— START Supplied material —

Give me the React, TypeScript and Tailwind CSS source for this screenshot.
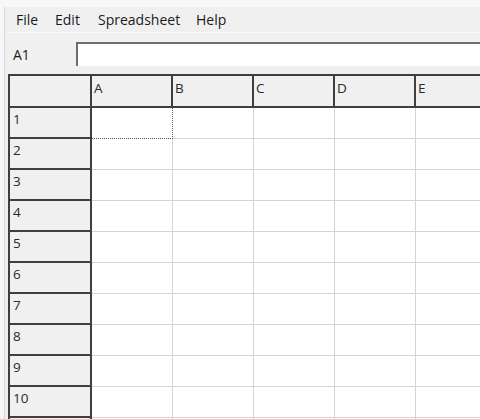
import React from "react";

const COLS = ["A", "B", "C", "D", "E"];
const ROWS = [1, 2, 3, 4, 5, 6, 7, 8, 9, 10];

export default function App() {
  return (
    <div
      className="relative h-[419px] w-[480px] overflow-hidden bg-[#f7f7f7] text-[#1b1b1b]"
      style={{ fontFamily: '"Open Sans", "Noto Sans", sans-serif' }}
    >
      <div className="ml-[4px] mt-[7px] h-[412px] border-l border-[#d6d6d6] bg-[#f0f0f0]">
        {/* menu bar */}
        <div className="flex h-[25px] items-center pl-[11px] text-[14px] leading-none">
          <span className="w-[39px]">File</span>
          <span className="w-[43px]">Edit</span>
          <span className="w-[98px]">Spreadsheet</span>
          <span>Help</span>
        </div>

        {/* cell reference + formula entry */}
        <div className="flex h-[42px] items-center border-t border-[#f8f8f8] pt-[1px]">
          <span className="w-[71px] pl-[8px] text-[14px]">A1</span>
          <div className="h-[24px] flex-1 border-l-2 border-t-2 border-[#6e6e6e] bg-white" />
        </div>

        {/* grid */}
        <div className="ml-[3px] grid w-max grid-cols-[82px_repeat(5,81px)] grid-rows-[32px_repeat(11,31px)] border-l-2 border-t-2 border-[#3f3f3f] text-[13.5px] leading-none text-[#2a2a2a]">
          <div className="border-b-2 border-r-2 border-[#3f3f3f] bg-[#f0f0f0]" />
          {COLS.map((c) => (
            <div
              key={c}
              className="border-b-2 border-r-2 border-[#3f3f3f] bg-[#f0f0f0] pl-[2px] pt-[6px]"
            >
              {c}
            </div>
          ))}
          {ROWS.map((r) => (
            <React.Fragment key={r}>
              <div className="border-b-2 border-r-2 border-[#3f3f3f] bg-[#f0f0f0] pl-[3px] pt-[5px]">
                {r}
              </div>
              {COLS.map((c) => (
                <div
                  key={c}
                  className={
                    r === 1 && c === "A"
                      ? "border-b border-r border-dotted border-[#555555] bg-white"
                      : "border-b border-r border-[#d4d4d4] bg-white"
                  }
                />
              ))}
            </React.Fragment>
          ))}
          <div className="border-r-2 border-[#3f3f3f] bg-[#f0f0f0]" />
          {COLS.map((c) => (
            <div key={c} className="border-r border-[#d4d4d4] bg-white" />
          ))}
        </div>
      </div>
    </div>
  );
}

— END Supplied material —

### Given problem
Pictures in the data above should not be copied; transcribe everything else exactly.

### Final result
Give me the React, TypeScript and Tailwind CSS source for this screenshot.
import React from "react";

const COLS = ["A", "B", "C", "D", "E"];
const ROWS = [1, 2, 3, 4, 5, 6, 7, 8, 9, 10];

export default function App() {
  return (
    <div
      className="relative h-[419px] w-[480px] overflow-hidden bg-[#f7f7f7] text-[#1b1b1b]"
      style={{ fontFamily: '"Open Sans", "Noto Sans", sans-serif' }}
    >
      <div className="ml-[4px] mt-[7px] h-[412px] border-l border-[#d6d6d6] bg-[#f0f0f0]">
        {/* menu bar */}
        <div className="flex h-[25px] items-center pl-[11px] text-[14px] leading-none">
          <span className="w-[39px]">File</span>
          <span className="w-[43px]">Edit</span>
          <span className="w-[98px]">Spreadsheet</span>
          <span>Help</span>
        </div>

        {/* cell reference + formula entry */}
        <div className="flex h-[42px] items-center border-t border-[#f8f8f8] pt-[1px]">
          <span className="w-[71px] pl-[8px] text-[14px]">A1</span>
          <div className="h-[24px] flex-1 border-l-2 border-t-2 border-[#6e6e6e] bg-white" />
        </div>

        {/* grid */}
        <div className="ml-[3px] grid w-max grid-cols-[82px_repeat(5,81px)] grid-rows-[32px_repeat(11,31px)] border-l-2 border-t-2 border-[#3f3f3f] text-[13.5px] leading-none text-[#2a2a2a]">
          <div className="border-b-2 border-r-2 border-[#3f3f3f] bg-[#f0f0f0]" />
          {COLS.map((c) => (
            <div
              key={c}
              className="border-b-2 border-r-2 border-[#3f3f3f] bg-[#f0f0f0] pl-[2px] pt-[6px]"
            >
              {c}
            </div>
          ))}
          {ROWS.map((r) => (
            <React.Fragment key={r}>
              <div className="border-b-2 border-r-2 border-[#3f3f3f] bg-[#f0f0f0] pl-[3px] pt-[5px]">
                {r}
              </div>
              {COLS.map((c) => (
                <div
                  key={c}
                  className={
                    r === 1 && c === "A"
                      ? "border-b border-r border-dotted border-[#555555] bg-white"
                      : "border-b border-r border-[#d4d4d4] bg-white"
                  }
                />
              ))}
            </React.Fragment>
          ))}
          <div className="border-r-2 border-[#3f3f3f] bg-[#f0f0f0]" />
          {COLS.map((c) => (
            <div key={c} className="border-r border-[#d4d4d4] bg-white" />
          ))}
        </div>
      </div>
    </div>
  );
}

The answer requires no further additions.